[Objective]
Every entry should be repeated exactly. Omit the pictures.

─── Source data

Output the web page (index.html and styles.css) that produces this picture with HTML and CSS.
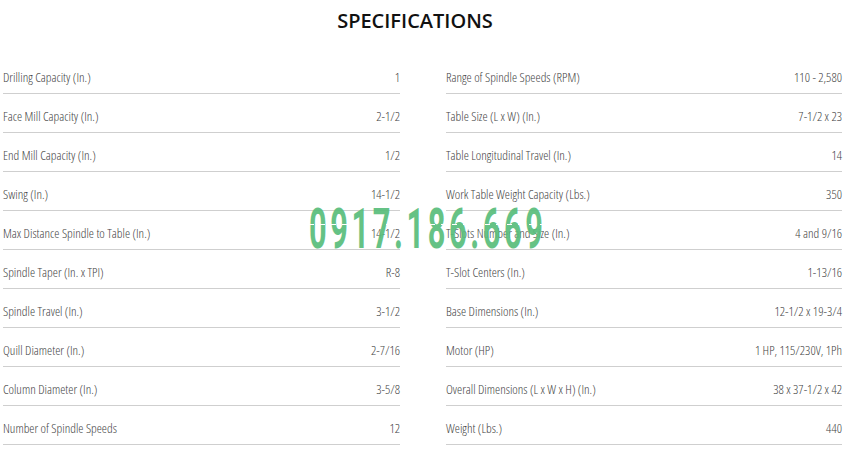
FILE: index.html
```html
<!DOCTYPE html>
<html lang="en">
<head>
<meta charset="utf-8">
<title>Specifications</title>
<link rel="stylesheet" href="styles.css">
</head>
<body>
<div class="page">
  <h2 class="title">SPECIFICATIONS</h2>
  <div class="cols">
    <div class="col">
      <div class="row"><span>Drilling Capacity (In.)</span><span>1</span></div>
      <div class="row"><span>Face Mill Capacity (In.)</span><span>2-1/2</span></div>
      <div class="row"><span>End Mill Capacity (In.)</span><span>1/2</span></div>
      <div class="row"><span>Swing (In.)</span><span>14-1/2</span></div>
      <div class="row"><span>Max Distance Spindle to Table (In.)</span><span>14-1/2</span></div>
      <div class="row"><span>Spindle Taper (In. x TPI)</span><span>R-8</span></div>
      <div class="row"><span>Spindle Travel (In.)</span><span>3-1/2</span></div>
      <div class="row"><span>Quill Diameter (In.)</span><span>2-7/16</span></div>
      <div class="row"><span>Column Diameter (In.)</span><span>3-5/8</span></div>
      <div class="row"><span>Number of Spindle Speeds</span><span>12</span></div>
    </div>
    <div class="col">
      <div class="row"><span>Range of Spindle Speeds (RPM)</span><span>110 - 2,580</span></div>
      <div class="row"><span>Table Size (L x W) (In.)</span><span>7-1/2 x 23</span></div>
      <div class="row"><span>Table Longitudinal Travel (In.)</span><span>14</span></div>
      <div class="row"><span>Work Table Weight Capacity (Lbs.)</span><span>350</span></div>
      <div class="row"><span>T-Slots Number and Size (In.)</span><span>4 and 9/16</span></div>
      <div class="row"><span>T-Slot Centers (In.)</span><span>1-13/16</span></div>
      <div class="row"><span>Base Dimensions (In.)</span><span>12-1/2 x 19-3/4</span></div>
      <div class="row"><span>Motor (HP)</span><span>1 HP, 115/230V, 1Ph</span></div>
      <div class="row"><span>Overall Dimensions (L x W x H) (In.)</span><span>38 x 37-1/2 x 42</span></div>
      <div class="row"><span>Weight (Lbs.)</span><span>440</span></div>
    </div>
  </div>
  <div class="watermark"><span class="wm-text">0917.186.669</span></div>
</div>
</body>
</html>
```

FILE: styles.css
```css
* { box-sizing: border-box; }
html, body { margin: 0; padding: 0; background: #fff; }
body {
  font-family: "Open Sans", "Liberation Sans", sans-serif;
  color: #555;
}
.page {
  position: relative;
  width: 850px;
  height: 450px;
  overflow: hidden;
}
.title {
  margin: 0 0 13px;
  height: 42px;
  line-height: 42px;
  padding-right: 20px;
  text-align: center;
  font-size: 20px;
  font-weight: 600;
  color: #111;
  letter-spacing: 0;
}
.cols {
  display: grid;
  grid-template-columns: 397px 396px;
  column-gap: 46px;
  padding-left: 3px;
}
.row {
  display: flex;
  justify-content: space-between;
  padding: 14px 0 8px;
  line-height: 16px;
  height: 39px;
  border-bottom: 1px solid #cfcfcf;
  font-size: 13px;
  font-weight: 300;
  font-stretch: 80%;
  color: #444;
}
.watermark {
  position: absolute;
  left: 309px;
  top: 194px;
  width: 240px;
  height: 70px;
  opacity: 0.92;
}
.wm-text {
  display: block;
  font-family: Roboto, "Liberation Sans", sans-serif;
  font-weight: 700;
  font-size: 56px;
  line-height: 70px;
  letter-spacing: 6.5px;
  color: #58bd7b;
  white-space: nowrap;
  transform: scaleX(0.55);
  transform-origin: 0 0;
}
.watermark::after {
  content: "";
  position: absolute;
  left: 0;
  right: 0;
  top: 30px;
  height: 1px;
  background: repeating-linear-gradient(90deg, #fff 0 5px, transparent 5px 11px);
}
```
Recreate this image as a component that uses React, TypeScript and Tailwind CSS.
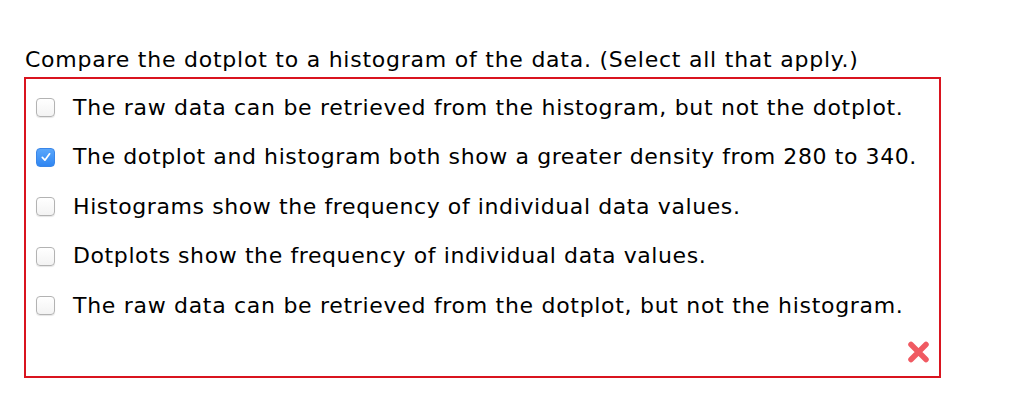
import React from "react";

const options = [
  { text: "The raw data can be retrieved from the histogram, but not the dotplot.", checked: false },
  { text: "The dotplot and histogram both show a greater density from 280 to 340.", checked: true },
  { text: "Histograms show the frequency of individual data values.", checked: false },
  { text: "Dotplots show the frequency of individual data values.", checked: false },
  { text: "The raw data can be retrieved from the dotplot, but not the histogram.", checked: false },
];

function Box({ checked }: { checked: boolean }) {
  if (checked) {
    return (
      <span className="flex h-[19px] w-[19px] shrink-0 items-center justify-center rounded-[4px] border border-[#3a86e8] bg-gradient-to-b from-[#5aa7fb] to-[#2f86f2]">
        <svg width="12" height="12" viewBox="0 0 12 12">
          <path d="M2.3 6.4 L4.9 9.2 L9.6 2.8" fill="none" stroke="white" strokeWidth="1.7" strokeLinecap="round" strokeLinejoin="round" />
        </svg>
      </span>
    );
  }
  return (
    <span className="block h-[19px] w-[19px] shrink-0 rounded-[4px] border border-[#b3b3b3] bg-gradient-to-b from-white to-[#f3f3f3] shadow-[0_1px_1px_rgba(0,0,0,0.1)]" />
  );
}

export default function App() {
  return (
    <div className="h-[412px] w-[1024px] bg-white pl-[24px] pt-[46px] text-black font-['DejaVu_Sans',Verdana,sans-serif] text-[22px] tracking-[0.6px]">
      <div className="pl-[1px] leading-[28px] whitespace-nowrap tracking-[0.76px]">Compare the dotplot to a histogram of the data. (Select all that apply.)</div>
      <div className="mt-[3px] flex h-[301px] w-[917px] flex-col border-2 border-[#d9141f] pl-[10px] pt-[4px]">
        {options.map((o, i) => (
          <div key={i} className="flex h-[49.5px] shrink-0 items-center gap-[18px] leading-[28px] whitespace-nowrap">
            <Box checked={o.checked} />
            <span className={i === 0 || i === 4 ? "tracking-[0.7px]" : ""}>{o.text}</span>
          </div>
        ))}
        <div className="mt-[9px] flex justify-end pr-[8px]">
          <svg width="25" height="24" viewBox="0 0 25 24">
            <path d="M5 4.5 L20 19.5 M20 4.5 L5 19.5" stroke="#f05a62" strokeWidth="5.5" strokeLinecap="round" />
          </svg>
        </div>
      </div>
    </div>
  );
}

──────

[Result]
Output the web page (index.html and styles.css) that produces this picture with HTML and CSS.
FILE: index.html
```html
<!DOCTYPE html>
<html lang="en">
<head>
<meta charset="utf-8">
<title>Specifications</title>
<link rel="stylesheet" href="styles.css">
</head>
<body>
<div class="page">
  <h2 class="title">SPECIFICATIONS</h2>
  <div class="cols">
    <div class="col">
      <div class="row"><span>Drilling Capacity (In.)</span><span>1</span></div>
      <div class="row"><span>Face Mill Capacity (In.)</span><span>2-1/2</span></div>
      <div class="row"><span>End Mill Capacity (In.)</span><span>1/2</span></div>
      <div class="row"><span>Swing (In.)</span><span>14-1/2</span></div>
      <div class="row"><span>Max Distance Spindle to Table (In.)</span><span>14-1/2</span></div>
      <div class="row"><span>Spindle Taper (In. x TPI)</span><span>R-8</span></div>
      <div class="row"><span>Spindle Travel (In.)</span><span>3-1/2</span></div>
      <div class="row"><span>Quill Diameter (In.)</span><span>2-7/16</span></div>
      <div class="row"><span>Column Diameter (In.)</span><span>3-5/8</span></div>
      <div class="row"><span>Number of Spindle Speeds</span><span>12</span></div>
    </div>
    <div class="col">
      <div class="row"><span>Range of Spindle Speeds (RPM)</span><span>110 - 2,580</span></div>
      <div class="row"><span>Table Size (L x W) (In.)</span><span>7-1/2 x 23</span></div>
      <div class="row"><span>Table Longitudinal Travel (In.)</span><span>14</span></div>
      <div class="row"><span>Work Table Weight Capacity (Lbs.)</span><span>350</span></div>
      <div class="row"><span>T-Slots Number and Size (In.)</span><span>4 and 9/16</span></div>
      <div class="row"><span>T-Slot Centers (In.)</span><span>1-13/16</span></div>
      <div class="row"><span>Base Dimensions (In.)</span><span>12-1/2 x 19-3/4</span></div>
      <div class="row"><span>Motor (HP)</span><span>1 HP, 115/230V, 1Ph</span></div>
      <div class="row"><span>Overall Dimensions (L x W x H) (In.)</span><span>38 x 37-1/2 x 42</span></div>
      <div class="row"><span>Weight (Lbs.)</span><span>440</span></div>
    </div>
  </div>
  <div class="watermark"><span class="wm-text">0917.186.669</span></div>
</div>
</body>
</html>
```

FILE: styles.css
```css
* { box-sizing: border-box; }
html, body { margin: 0; padding: 0; background: #fff; }
body {
  font-family: "Open Sans", "Liberation Sans", sans-serif;
  color: #555;
}
.page {
  position: relative;
  width: 850px;
  height: 450px;
  overflow: hidden;
}
.title {
  margin: 0 0 13px;
  height: 42px;
  line-height: 42px;
  padding-right: 20px;
  text-align: center;
  font-size: 20px;
  font-weight: 600;
  color: #111;
  letter-spacing: 0;
}
.cols {
  display: grid;
  grid-template-columns: 397px 396px;
  column-gap: 46px;
  padding-left: 3px;
}
.row {
  display: flex;
  justify-content: space-between;
  padding: 14px 0 8px;
  line-height: 16px;
  height: 39px;
  border-bottom: 1px solid #cfcfcf;
  font-size: 13px;
  font-weight: 300;
  font-stretch: 80%;
  color: #444;
}
.watermark {
  position: absolute;
  left: 309px;
  top: 194px;
  width: 240px;
  height: 70px;
  opacity: 0.92;
}
.wm-text {
  display: block;
  font-family: Roboto, "Liberation Sans", sans-serif;
  font-weight: 700;
  font-size: 56px;
  line-height: 70px;
  letter-spacing: 6.5px;
  color: #58bd7b;
  white-space: nowrap;
  transform: scaleX(0.55);
  transform-origin: 0 0;
}
.watermark::after {
  content: "";
  position: absolute;
  left: 0;
  right: 0;
  top: 30px;
  height: 1px;
  background: repeating-linear-gradient(90deg, #fff 0 5px, transparent 5px 11px);
}
```
Recreate this image as a component that uses React, TypeScript and Tailwind CSS.
import React from "react";

const options = [
  { text: "The raw data can be retrieved from the histogram, but not the dotplot.", checked: false },
  { text: "The dotplot and histogram both show a greater density from 280 to 340.", checked: true },
  { text: "Histograms show the frequency of individual data values.", checked: false },
  { text: "Dotplots show the frequency of individual data values.", checked: false },
  { text: "The raw data can be retrieved from the dotplot, but not the histogram.", checked: false },
];

function Box({ checked }: { checked: boolean }) {
  if (checked) {
    return (
      <span className="flex h-[19px] w-[19px] shrink-0 items-center justify-center rounded-[4px] border border-[#3a86e8] bg-gradient-to-b from-[#5aa7fb] to-[#2f86f2]">
        <svg width="12" height="12" viewBox="0 0 12 12">
          <path d="M2.3 6.4 L4.9 9.2 L9.6 2.8" fill="none" stroke="white" strokeWidth="1.7" strokeLinecap="round" strokeLinejoin="round" />
        </svg>
      </span>
    );
  }
  return (
    <span className="block h-[19px] w-[19px] shrink-0 rounded-[4px] border border-[#b3b3b3] bg-gradient-to-b from-white to-[#f3f3f3] shadow-[0_1px_1px_rgba(0,0,0,0.1)]" />
  );
}

export default function App() {
  return (
    <div className="h-[412px] w-[1024px] bg-white pl-[24px] pt-[46px] text-black font-['DejaVu_Sans',Verdana,sans-serif] text-[22px] tracking-[0.6px]">
      <div className="pl-[1px] leading-[28px] whitespace-nowrap tracking-[0.76px]">Compare the dotplot to a histogram of the data. (Select all that apply.)</div>
      <div className="mt-[3px] flex h-[301px] w-[917px] flex-col border-2 border-[#d9141f] pl-[10px] pt-[4px]">
        {options.map((o, i) => (
          <div key={i} className="flex h-[49.5px] shrink-0 items-center gap-[18px] leading-[28px] whitespace-nowrap">
            <Box checked={o.checked} />
            <span className={i === 0 || i === 4 ? "tracking-[0.7px]" : ""}>{o.text}</span>
          </div>
        ))}
        <div className="mt-[9px] flex justify-end pr-[8px]">
          <svg width="25" height="24" viewBox="0 0 25 24">
            <path d="M5 4.5 L20 19.5 M20 4.5 L5 19.5" stroke="#f05a62" strokeWidth="5.5" strokeLinecap="round" />
          </svg>
        </div>
      </div>
    </div>
  );
}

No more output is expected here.